As we know that one factor is two digits long and if we assume that each number has to be used once and once only that means there are 20 possibilities to check as we only have to find the two digit number - the three digit one will come automatically once we divide the target by the correct two digit one.

And as mentioned above we also know that a target number ending in 1 means that both numbers have to end in three or seven as multiplying by 5 or an even number can't produce that result, which reduces the possible numbers to six:

So the candidates are:

23

53

83

27

57

87

There's probably a way to reduce the size of the pool further but at this point you'd just try it.

In fact once you try a candidate you'll realise that most of the list is far too large. For example 15741 / 53 is 297 which is among the smallest of three digit numbers you can make with those digits. So you know it's not going to be eighty-something that would be way under 235/257.

Edited by:"EndlessWaves" 15th MayTo start with you have 5 numbers and 5 blank boxes giving you 120 (5x4x3x2x1) possible permutations, far too many to solve using trial an error, you need to eliminate the majority of the possibilities.

The total is an odd number not divisible by 5 therefore the last digit on the top and bottom line must be 3 and 7 (although you don’t know which is which)

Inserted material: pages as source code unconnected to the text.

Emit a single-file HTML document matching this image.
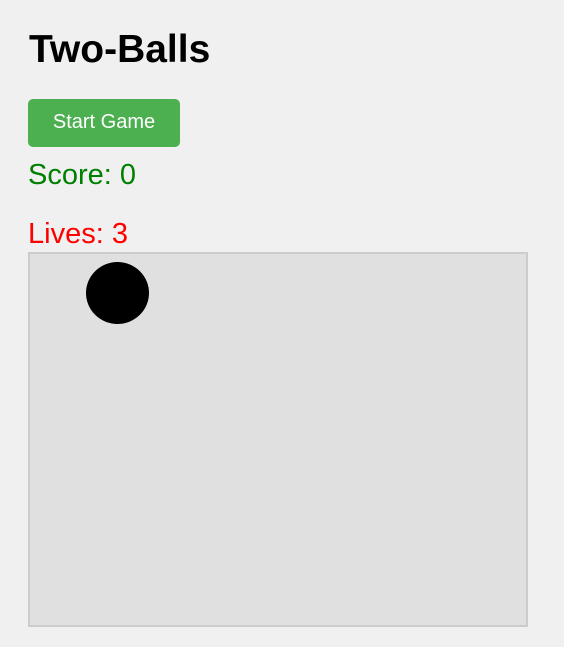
<!DOCTYPE html>
<html><head><style>
body{margin:0;background:#f0f0f0;font-family:"Liberation Sans",Arial,sans-serif;width:564px;height:647px;overflow:hidden;position:relative}
.a{position:absolute;white-space:nowrap}
h1{position:absolute;left:29px;top:28px;margin:0;font-size:39px;line-height:44px;font-weight:bold;color:#000}
.btn{left:28px;top:99px;width:152px;height:48px;background:#4caf50;border-radius:5px;color:#fff;font-size:20px;line-height:46px;text-align:center}
.s{left:28px;top:158px;font-size:29px;line-height:34px;color:#008000}
.l{left:28px;top:217px;font-size:29px;line-height:34px;color:#ff0000}
.c{left:28px;top:252px;width:496px;height:371px;background:#e0e0e0;border:2px solid #ccc}
.b{left:86px;top:262px;width:63px;height:62px;border-radius:50%;background:#000}
</style></head><body>
<h1>Two-Balls</h1>
<div class="a btn">Start Game</div>
<div class="a s">Score: 0</div>
<div class="a l">Lives: 3</div>
<div class="a c"></div>
<div class="a b"></div>
</body></html>
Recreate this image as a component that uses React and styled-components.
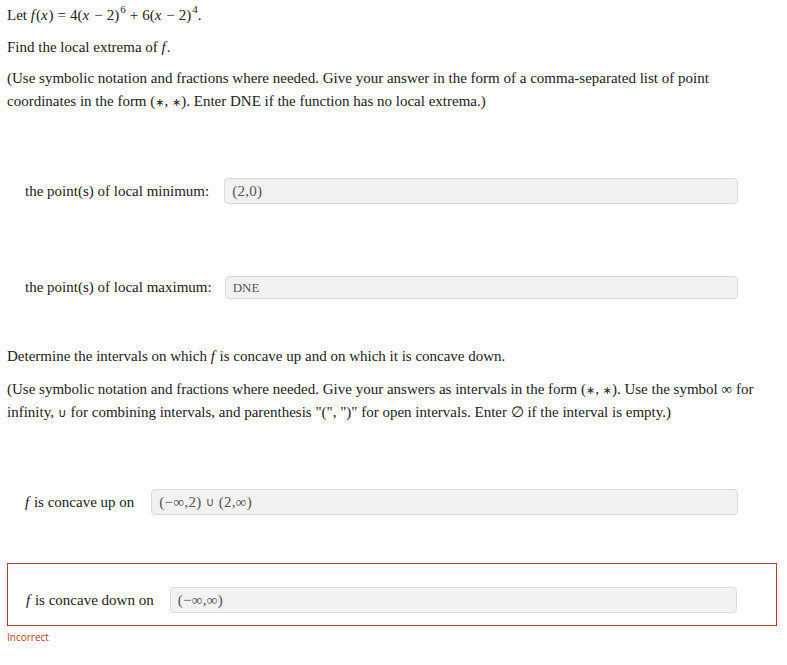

The lowest possible value on the bottom line is 23, this means the first line cannot have an 8 as it’s first digit as the total would always be above 16,000

If the value on the bottom line starts with an 8 the total would always be over 16000 regardless of what’s in the top line so the first value here cannot be an 8 either

By process of elimination this gives us our first confirmed number the second digit of the top row must be an 8 as it doesn’t fit anywhere else and the first digit of both the first and second line must be either 2 or 7

This narrows down the initial list of 120 options to just 8 which you can then individually check

Edited by:"spoo" 15th Maylol, now the OP knows the answers to all the questions

two right hand digitsmust by 3 and 7 (don't know yet which is top and which bottom).That leaves 5 2 and 8 available as the

two leftmost digitsfor the two numbers.The two selected from this multiplied together must give an answer less than 16 given that the final answer is less than 16000. That means the two numbers must be a 2 and 5 (again don't know which is top and which is on bottom).

So the middle digit of top number must be the remaining value of 8 so think there are now only 4 possible calculations :

583 x 27

587 x 23

283 x 57

287 x 53

thanks, we had the answer, but i wanted to see how you work it out.

Edited by:"t3rm3y" 15th May

maths have got a lot harder to when i was at school!

The best in rapid technique on this page (though needed a minor change for typo).

Edited by:"splender" 15th MayThose unfamiliar with it might enjoy this little anecdote about a rather clever 8 year old :

nrich.maths.org/2478

15741 has to be two numbers multiplied together to end in 1. The only two numbers that multiply to end in 1 are 3 and 7.

Using the 5 numbers you only options for the two digit number are ones that end in 3 and 7. It also elimates either the 3 or 7 as the first number as they both have to be used. So the numbers left are 23,53,83, 27, 57, 87.

Try dividing all 6 of those into 15741 and the only ones that works are 53 and 27. They give the answers 297 and 583. It can't be 297*53 as there is no 9, so it has to be 583*27

Edited by:"m1keyp1key" 15th MayI'm also struggling with how they'd get the answer to challenge 3 .

What we need is a primary school teacher to describe the process and explain how a 7 to 11 year old would be expected to work this out.

I suspect many parents who are home schooling will be able to see the answers, but unable to explain how they got there.

Multiple of 5 means it ends in 5 or 0 & multiple of 4 means it ends in an even number so he must be _4 this year and _5 next year which means 24 or 34 - but 34 isn't divisible by 4.

You're missing my point. It's the 7 to 11 year old process I'm interested in. How I'd do it (by thinking multiplication tables and checking) is irrelevant.